Day three is the main day when the goddess of wealth, Lakshmi, is worshipped with special prayers and the lighting of lamps to invite her into our homes. Growing up, this was the most exciting day because not only did we get time off from school, but we also got new clothes, gorged on unlimited quantities of sweets and could burst firecrackers with no adults reprimanding us or telling us to stop.
Govardhan Puja is celebrated on the fourth day, where devotees make a feast called chappan bhog, which is made up of 56 dishes for Lord Krishna. The story goes that the poor farmers of Vrindavan used to offer food to Lord Indra, the god of rain, so he'd shower them with timely rainfall.
Lord Krishna, who was just a little boy, thought that this practice was not right, so he instructed everyone to stop the offering. Indra got so furious with this misdemeanour that he pounded the earth with torrential rain. To protect everyone from the downpour, Krishna lifted the mountain Govardhan on his little finger, which gave shelter to humans and animals alike and no life was lost. Finally, after seven days of relentless rain, Indra realised that this child was an incarnation of Lord Vishnu and that he'd been taught a lesson in humility. He stopped the rain.
During these seven days, Lord Krishna did not eat a single grain of food. It was a common belief that he ate eight small meals in a day, so at the end of the seventh day, the people of Vrindavan made 56 dishes to express their gratitude and worshipped the Govardhan mountain for the protection it offered.
Bhai Dooj is celebrated on the last day of Diwali, where sisters pray for the long life of their brothers and exchange gifts. It's believed that on this day, the god of death, Yama, visits his sister Yamuna. Hindus believe that if a sister prays for her brother, he will live a happy and healthy life.
Contrary to popular belief, Diwali is not just a Hindu festival, where Hindus also celebrate the return of Lord Rama to Ayodhya with his wife Sita from a 14-year exile after defeating Ravana. Other religions also observe this day. For example, the Sikhs commemorate the release of their sixth Guru Hargobind's release from prison in 1619. For Jains, Diwali is the anniversary of Lord Mahavir's attainment of moksha, where he achieved freedom from the cycle of birth and death.
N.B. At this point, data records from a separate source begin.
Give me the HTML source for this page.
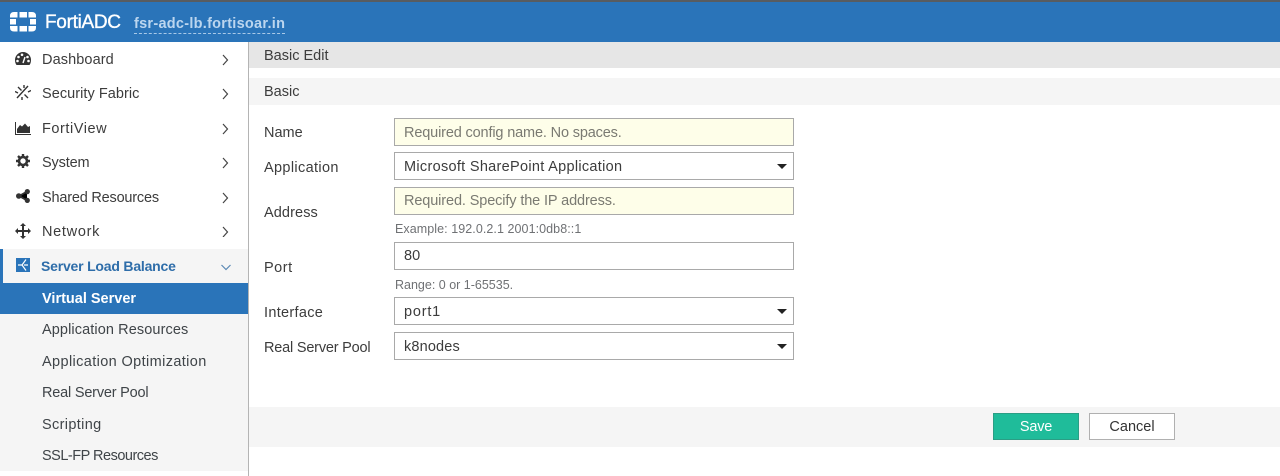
<!DOCTYPE html>
<html><head><meta charset="utf-8"><style>
html,body{margin:0;padding:0;background:#fff}
body{width:1280px;height:476px;position:relative;overflow:hidden;font-family:"Liberation Sans",sans-serif;font-size:14.5px;color:#333}
div{position:absolute;box-sizing:border-box;white-space:nowrap}
svg{position:absolute;display:block}
.n{left:42px;height:20px;line-height:20px;color:#3c3c3c}
.s{left:42px;height:20px;line-height:20px;color:#3f4448}
.l{left:264px;height:20px;line-height:20px;color:#3c3c3c}
.f{left:394px;width:400px;height:28px;border:1px solid #a9a9a9;background:#fff;line-height:28px;padding-left:9px;color:#3c3c3c}
.y{background:#fefee9;color:#7a7a72}
.h{left:395px;font-size:12.5px;height:16px;line-height:16px;color:#6f7174}
.t{left:777px;width:0;height:0;border-left:5px solid transparent;border-right:5px solid transparent;border-top:5px solid #222}
</style></head><body>
<div style="left:0;top:0;width:1280px;height:2px;background:#585c60"></div>
<div style="left:0;top:2px;width:1280px;height:40px;background:#2a74b9"></div>
<svg style="left:10px;top:12px" width="26" height="20" viewBox="0 0 26 20" fill="#fff">
<path d="M0 4Q0 0 4 0H7.500V5.500H0ZM9.500 0H17V5.500H9.500ZM18.500 0H22Q26 0 26 4V5.500H18.500ZM0 7H6V12.500H0ZM20 7H26V12.500H20ZM0 14H7.500V19.500H4Q0 19.500 0 15.500ZM9.500 14H17V19.500H9.500ZM18.500 14H26V15.500Q26 19.500 22 19.500H18.500Z"/></svg>
<div style="left:45px;top:10px;height:26px;line-height:26px;font-size:19px;color:#fff;letter-spacing:-.3px;-webkit-text-stroke:.35px #fff">FortiADC</div>
<div style="left:134px;top:15px;height:19px;line-height:19px;font-size:14.5px;font-weight:bold;color:#bcd6ef;border-bottom:1px dashed #a9c9e8;letter-spacing:.27px">fsr-adc-lb.fortisoar.in</div>

<div style="left:248px;top:42px;width:1px;height:434px;background:#b4b4b4"></div>
<div style="left:0;top:249px;width:248px;height:222px;background:#f5f5f5"></div>
<div style="left:0;top:249px;width:3px;height:34px;background:#2a74b9"></div>
<div style="left:0;top:283px;width:248px;height:31px;background:#2a74b9"></div>

<svg style="left:15px;top:52px" width="16" height="13" viewBox="0 0 16 13"><path fill="#333" d="M8 0A8 8 0 0 0 0 8Q0 11 1.500 13H14.500Q16 11 16 8A8 8 0 0 0 8 0Z"/><circle cx="7" cy="2.800" r="1.300" fill="#fff"/><circle cx="3.500" cy="5" r="1.300" fill="#fff"/><circle cx="12.500" cy="5" r="1.300" fill="#fff"/><circle cx="2.500" cy="9" r="1.300" fill="#fff"/><circle cx="13.500" cy="9" r="1.300" fill="#fff"/><path stroke="#fff" stroke-width="1.400" d="M8 11L10 5"/></svg>
<svg style="left:15px;top:85px" width="16" height="16" viewBox="0 0 16 16" stroke="#333" stroke-width="1.400" fill="none"><path d="M3 2L6.500 5.500M9.500 9.500L13 13M13 1L2 13M0 6.500L3 8M13 7L16 5.500M9 0V3M7 12V15"/></svg>
<svg style="left:15px;top:122px" width="16" height="13" viewBox="0 0 16 13"><path fill="#333" d="M0 0H1V12H16V13H0ZM2 11V7L5 3L7 4.500L10 1.500L13 5L15 4V11Z"/></svg>
<svg style="left:16px;top:154px" width="14" height="14" viewBox="0 0 14 14"><path stroke="#333" stroke-width="2.400" d="M7 0V14M0 7H14M2 2L12 12M12 2L2 12"/><circle cx="7" cy="7" r="4" fill="#fff" stroke="#333" stroke-width="2.600"/></svg>
<svg style="left:16px;top:189px" width="14" height="14" viewBox="0 0 14 14"><path stroke="#333" stroke-width="1.600" d="M11 2.500L3 7L11 11.500"/><circle cx="2.800" cy="7" r="2.800" fill="#333"/><circle cx="11.300" cy="2.600" r="2.600" fill="#333"/><circle cx="11.300" cy="11.400" r="2.600" fill="#333"/></svg>
<svg style="left:15px;top:223px" width="16" height="16" viewBox="0 0 16 16" fill="#333"><path d="M7 3H9V7H13V5L16 8L13 11V9H9V13H11L8 16L5 13H7V9H3V11L0 8L3 5V7H7V3H5L8 0L11 3H9Z"/></svg>
<svg style="left:16px;top:258px" width="14" height="14" viewBox="0 0 14 14"><rect width="14" height="14" fill="#2a74b9"/><path stroke="#fff" stroke-width="1.200" fill="none" d="M2 7H6M6 7L10 1.500M6 7L10 12.500M8 7H12"/></svg>

<div class="n" style="top:50px;letter-spacing:.1px">Dashboard</div>
<div class="n" style="top:84px;letter-spacing:.05px">Security Fabric</div>
<div class="n" style="top:119px;letter-spacing:.55px">FortiView</div>
<div class="n" style="top:153px;letter-spacing:-.15px">System</div>
<div class="n" style="top:188px;letter-spacing:-.2px">Shared Resources</div>
<div class="n" style="top:222px;letter-spacing:.7px">Network</div>
<div class="n" style="left:41px;top:256px;color:#2e6da9;font-weight:bold;font-size:14px;letter-spacing:-.2px">Server Load Balance</div>
<div class="s" style="top:289px;color:#fff;font-weight:bold;font-size:14.5px">Virtual Server</div>
<div class="s" style="top:320px;letter-spacing:.1px">Application Resources</div>
<div class="s" style="top:352px;letter-spacing:.38px">Application Optimization</div>
<div class="s" style="top:383px;letter-spacing:-.2px">Real Server Pool</div>
<div class="s" style="top:415px;letter-spacing:.35px">Scripting</div>
<div class="s" style="top:446px;letter-spacing:-.5px">SSL-FP Resources</div>

<svg style="left:221px;top:53px" width="9" height="184" viewBox="0 0 9 184" fill="none" stroke="#444" stroke-width="1.200"><path d="M2 2L6.500 7L2 12M2 36L6.500 41L2 46M2 71L6.500 76L2 81M2 105L6.500 110L2 115M2 140L6.500 145L2 150M2 174L6.500 179L2 184"/></svg>
<svg style="left:220px;top:264px" width="12" height="8" viewBox="0 0 12 8" fill="none" stroke="#5b89b5" stroke-width="1.200"><path d="M1.500 1L6 5.500L10.500 1"/></svg>

<div style="left:249px;top:42px;width:1031px;height:26px;background:#e6e6e6"></div>
<div class="l" style="top:46px">Basic Edit</div>
<div style="left:249px;top:78px;width:1031px;height:27px;background:#f5f5f5"></div>
<div class="l" style="top:82px">Basic</div>

<div class="l" style="top:123px">Name</div>
<div class="l" style="top:158px;letter-spacing:.35px">Application</div>
<div class="l" style="top:203px;letter-spacing:.1px">Address</div>
<div class="l" style="top:258px;letter-spacing:.5px">Port</div>
<div class="l" style="top:303px;letter-spacing:.3px">Interface</div>
<div class="l" style="top:338px;letter-spacing:-.2px">Real Server Pool</div>

<div class="f y" style="top:118px;letter-spacing:-.15px">Required config name. No spaces.</div>
<div class="f" style="top:152px;letter-spacing:.3px">Microsoft SharePoint Application</div>
<div class="t" style="top:164px"></div>
<div class="f y" style="top:187px;letter-spacing:-.12px;line-height:26px">Required. Specify the IP address.</div>
<div class="h" style="top:221px;letter-spacing:.07px">Example: 192.0.2.1 2001:0db8::1</div>
<div class="f" style="top:242px;line-height:26px">80</div>
<div class="h" style="top:277px">Range: 0 or 1-65535.</div>
<div class="f" style="top:297px;letter-spacing:.8px">port1</div>
<div class="t" style="top:309px"></div>
<div class="f" style="top:332px;letter-spacing:.15px">k8nodes</div>
<div class="t" style="top:344px"></div>

<div style="left:249px;top:407px;width:1031px;height:40px;background:#f5f5f5"></div>
<div style="left:993px;top:413px;width:86px;height:27px;background:#1fbc9a;border:1px solid #2b9e85;color:#fff;text-align:center;line-height:26px;letter-spacing:-.2px">Save</div>
<div style="left:1089px;top:413px;width:86px;height:27px;background:#fff;border:1px solid #b0b0b0;color:#333;text-align:center;line-height:26px">Cancel</div>
</body></html>
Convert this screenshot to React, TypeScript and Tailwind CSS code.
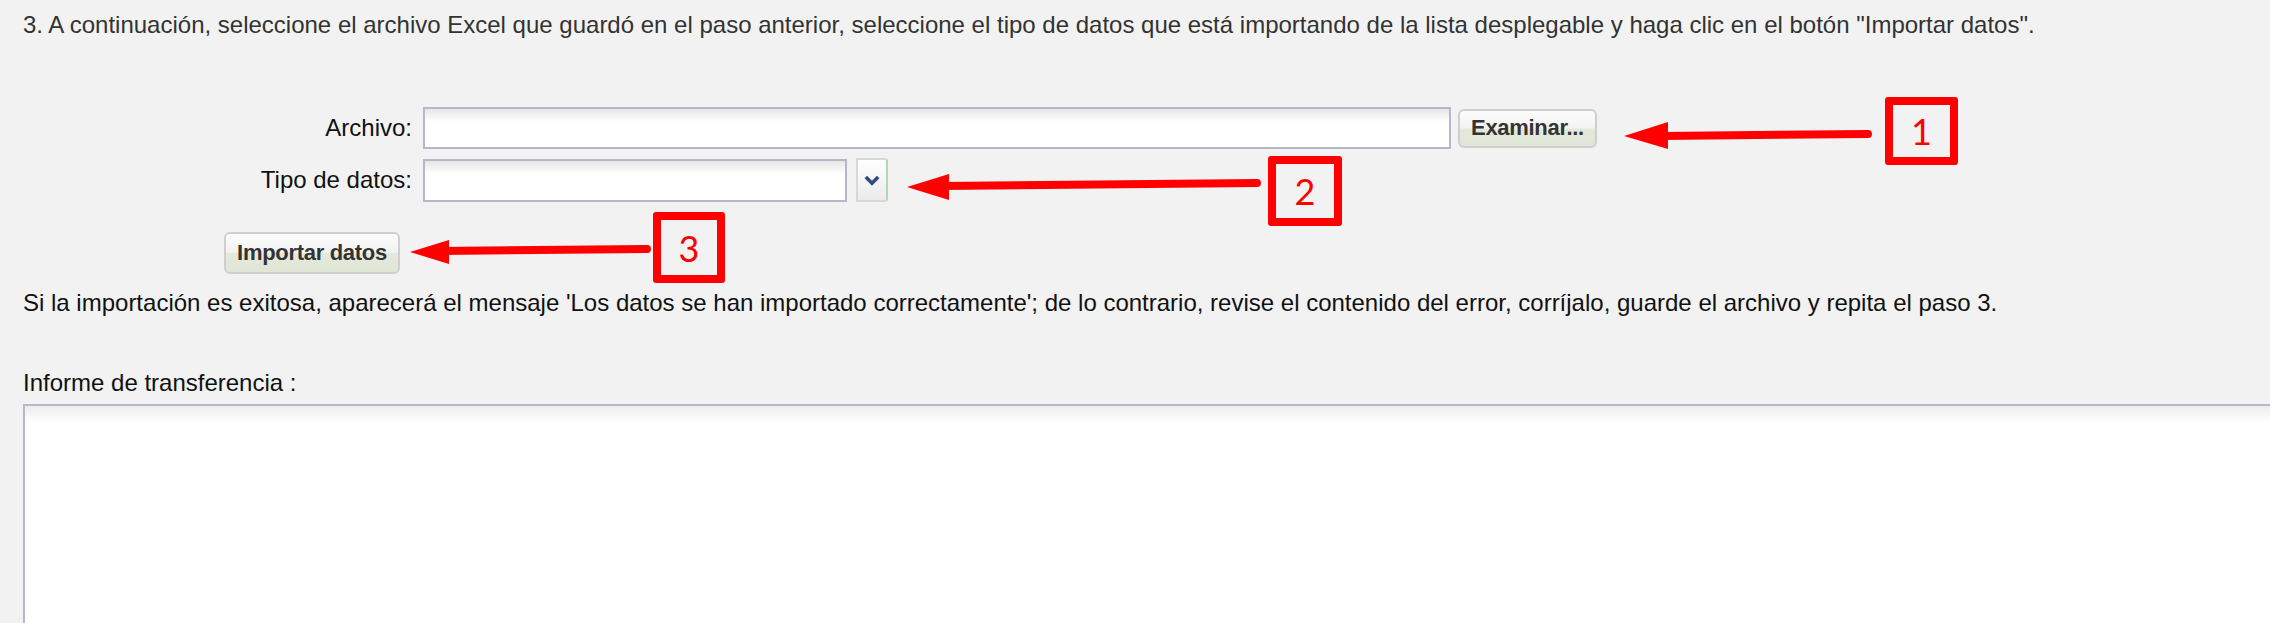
import { type ReactNode } from "react";

type Callout = {
  n: string;
  box: string;
};

const callouts: Callout[] = [
  { n: "1", box: "left-[1885px] top-[97px] w-[73px] h-[68px]" },
  { n: "2", box: "left-[1268px] top-[156px] w-[74px] h-[70px]" },
  { n: "3", box: "left-[653px] top-[212px] w-[72px] h-[71px]" },
];

function ExtButton({ children, className }: { children: ReactNode; className: string }) {
  return (
    <button
      className={
        "rounded-[6px] border-2 border-[#cfcfcf] bg-[linear-gradient(to_bottom,#fdfdfd_0%,#f2f2f2_48%,#e4e9db_52%,#e0e6d6_100%)] text-[22px] font-bold text-[#333] tracking-[-0.3px] " +
        className
      }
    >
      {children}
    </button>
  );
}

function Arrows() {
  return (
    <svg className="absolute left-0 top-0 pointer-events-none" width="2270" height="623">
      <g stroke="#f00" strokeWidth="8" strokeLinecap="round" fill="#f00">
        <line x1="1868" y1="134" x2="1660" y2="136" />
        <line x1="1257" y1="183" x2="940" y2="186" />
        <line x1="647" y1="249" x2="440" y2="251" />
      </g>
      <g fill="#f00">
        <polygon points="1624,136 1668,122 1668,149" />
        <polygon points="907,187 949,174 949,200" />
        <polygon points="410,252 449,240 449,264" />
      </g>
    </svg>
  );
}

export default function App() {
  return (
    <div className="relative w-[2270px] h-[623px] overflow-hidden bg-[#f2f2f2] font-['Liberation_Sans',Arial,sans-serif] text-[24px] leading-[28px]">
      <div className="pl-[23px] pt-[11px]">
        <p className="text-[#333]">
          3. A continuación, seleccione el archivo Excel que guardó en el paso anterior, seleccione el tipo de datos que está importando de la lista desplegable y haga clic en el botón "Importar datos".
        </p>

        <div className="mt-[68px] flex flex-col gap-[9px] text-[#111]">
          <div className="flex items-center">
            <label className="w-[389px] text-right">Archivo:</label>
            <div className="ml-[11px] w-[1028px] h-[42px] border-2 border-[#b5b8c8] bg-[linear-gradient(to_bottom,#e6e6e6,#ffffff_13px)]" />
            <ExtButton className="ml-[7px] w-[139px] h-[39px]">Examinar...</ExtButton>
          </div>
          <div className="flex items-center">
            <label className="w-[389px] text-right">Tipo de datos:</label>
            <div className="ml-[11px] w-[424px] h-[43px] border-2 border-[#b5b8c8] bg-[linear-gradient(to_bottom,#e6e6e6,#ffffff_13px)]" />
            <div className="ml-[9px] w-[32px] h-[44px] flex items-center justify-center rounded-r-[3px] border-2 border-[#d6dad6] border-r-[#b3d6b3] bg-[linear-gradient(to_bottom,#ffffff,#ebebeb)]">
              <svg width="16" height="11" viewBox="0 0 16 11">
                <path d="M1.8 2 L8 8.2 L14.2 2" fill="none" stroke="#2f4e7e" strokeWidth="3.6" />
              </svg>
            </div>
          </div>
        </div>

        <ExtButton className="mt-[30px] ml-[201px] w-[176px] h-[42px]">Importar datos</ExtButton>

        <p className="mt-[15px] text-[#111]">
          Si la importación es exitosa, aparecerá el mensaje 'Los datos se han importado correctamente'; de lo contrario, revise el contenido del error, corríjalo, guarde el archivo y repita el paso 3.
        </p>

        <p className="mt-[52px] text-[#111]">Informe de transferencia :</p>

        <div className="mt-[7px] w-[2260px] h-[300px] border-2 border-[#b5b8c8] bg-[linear-gradient(to_bottom,#ececec,#ffffff_16px)]" />
      </div>

      <Arrows />

      {callouts.map((c) => (
        <div
          key={c.n}
          className={
            "absolute flex items-center justify-center rounded-[3px] border-[8px] border-[#f00] text-[#f00] text-[36px] leading-none font-['Lato','Open_Sans',sans-serif] " +
            c.box
          }
        >
          {c.n}
        </div>
      ))}
    </div>
  );
}
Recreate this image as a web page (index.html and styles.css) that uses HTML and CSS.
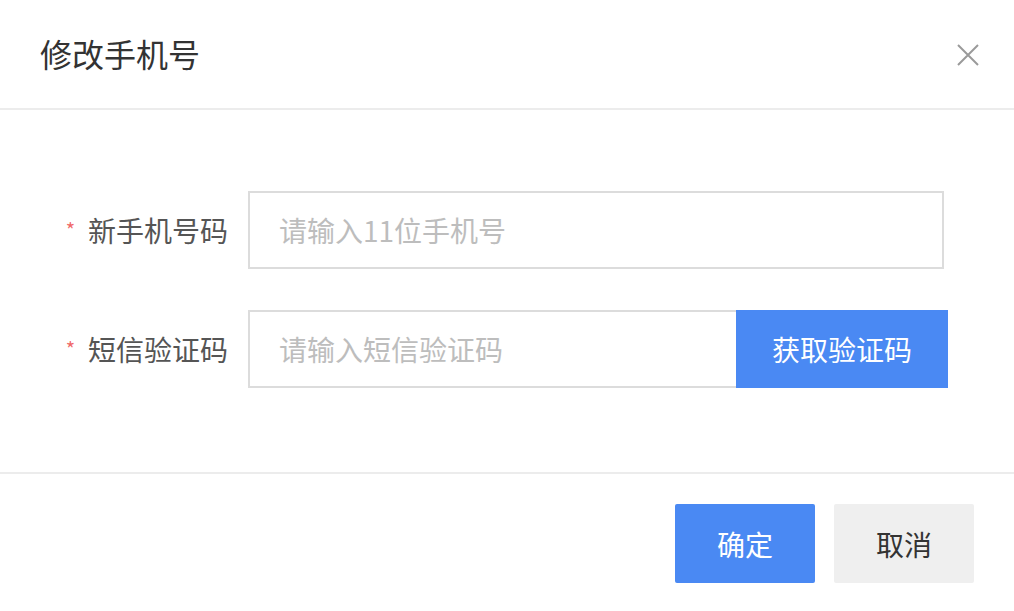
FILE: index.html
```html
<!DOCTYPE html>
<html lang="zh">
<head>
<meta charset="utf-8">
<link rel="stylesheet" href="styles.css">
</head>
<body>
<div class="dialog">
  <div class="header">
    <div class="title">修改手机号</div>
    <button class="close" aria-label="关闭">
      <svg width="24" height="24" viewBox="0 0 24 24"><path d="M2 2 L22 22 M22 2 L2 22" stroke="#9a9a9a" stroke-width="2" fill="none"/></svg>
    </button>
  </div>
  <div class="body">
    <div class="row">
      <label class="label"><span class="star">*</span>新手机号码</label>
      <div class="input input-wide"><span class="ph">请输入11位手机号</span></div>
    </div>
    <div class="row">
      <label class="label"><span class="star">*</span>短信验证码</label>
      <div class="input input-short"><span class="ph">请输入短信验证码</span></div>
      <button class="code-btn">获取验证码</button>
    </div>
  </div>
  <div class="footer">
    <button class="btn primary">确定</button>
    <button class="btn secondary">取消</button>
  </div>
</div>
</body>
</html>
```
FILE: styles.css
```css
* { box-sizing: border-box; }
html, body { margin: 0; padding: 0; background: #fff; }
body {
  font-family: "Noto Sans CJK SC", "Microsoft YaHei", sans-serif;
  width: 1014px;
  height: 611px;
  overflow: hidden;
}
.dialog { width: 1014px; }
.header {
  height: 110px;
  border-bottom: 2px solid #ececec;
  display: flex;
  align-items: center;
  justify-content: space-between;
  padding: 0 34px 0 40px;
}
.title {
  font-size: 32px;
  color: #333;
  line-height: 1;
  margin-top: -2px;
}
.close {
  border: none;
  background: none;
  padding: 0;
  width: 24px;
  height: 24px;
  margin-top: 2px;
}
.close svg { display: block; }
.body {
  padding: 81px 0 84px;
  border-bottom: 2px solid #ececec;
}
.row {
  display: flex;
  align-items: center;
  height: 78px;
}
.row + .row { margin-top: 41px; }
.label {
  width: 248px;
  padding-right: 20px;
  text-align: right;
  font-size: 28px;
  color: #555;
  line-height: 1;
}
.star {
  color: #f06a6a;
  font-size: 20px;
  margin-right: 13px;
  vertical-align: 4px;
}
.input {
  height: 78px;
  border: 2px solid #dcdcdc;
  display: flex;
  align-items: center;
  padding-left: 29px;
}
.input-wide { width: 696px; }
.input-short { width: 488px; border-right: none; }
.ph {
  font-size: 28px;
  color: #bdbdbd;
  line-height: 1;
}
.code-btn {
  width: 212px;
  height: 78px;
  border: none;
  background: #4a89f3;
  color: #fff;
  font-family: inherit;
  font-size: 28px;
  padding: 0;
}
.footer {
  display: flex;
  justify-content: flex-end;
  gap: 19px;
  padding: 30px 40px 0 0;
}
.btn {
  width: 140px;
  height: 79px;
  border: none;
  border-radius: 2px;
  font-family: inherit;
  font-size: 28px;
  padding: 0;
}
.primary { background: #4a89f3; color: #fff; }
.secondary { background: #efefef; color: #333; }
```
The lighting of lamps is standard throughout all cultures and religions, and, of course, like any festival, there can be no celebrations without food.
It doesn't matter where in the world you are, Diwali is special for all Indians. You can't help but decorate your home and make something sweet to share with those around you in the hope that one day you'll be back home to be hugged, loved and fed on Diwali.
A recipe for delicious mithai (sweets) is one that I'll be making this Diwali. It's a labour of love and a decadent treat that's sure to make everyone happy.
2 large beetroots
250 g fresh ricotta
1 litre full-fat milk
1 tbsp ghee (Clarified Butter)
3 tbsp sugar
1 tsp cardamom powder
A few almond flakes, pistachio dust and extra ghee for garnishing
Boil or roast the beetroot and then peel off the skin and grate.
Heat ghee in a pan and add the beetroot. Let it cook for 10 minutes, stirring occasionally to ensure it doesn't stick to the pan. Turn off the heat.
Heat milk in a big pan on a low flame. Once it comes to a boil, add the ricotta and stir gently. Simmer this for 10 minutes.
Add the beetroot and let the mixture cook till the milk has completely evaporated.
Keep stirring to ensure that the mixture doesn't burn and stick to the pan.
Add the sugar and stir until the sugar has dissolved completely. Add the cardamom powder and mix well.
Grease a pan with a little bit of ghee and pour the beetroot mixture in. Generously sprinkle the almond flakes and pistachio dust on top. Cover and refrigerate overnight.
Cut into squares at the time of serving or break it into big chunks and serve it in dessert glasses sprinkled with pistachio dust and fairy floss.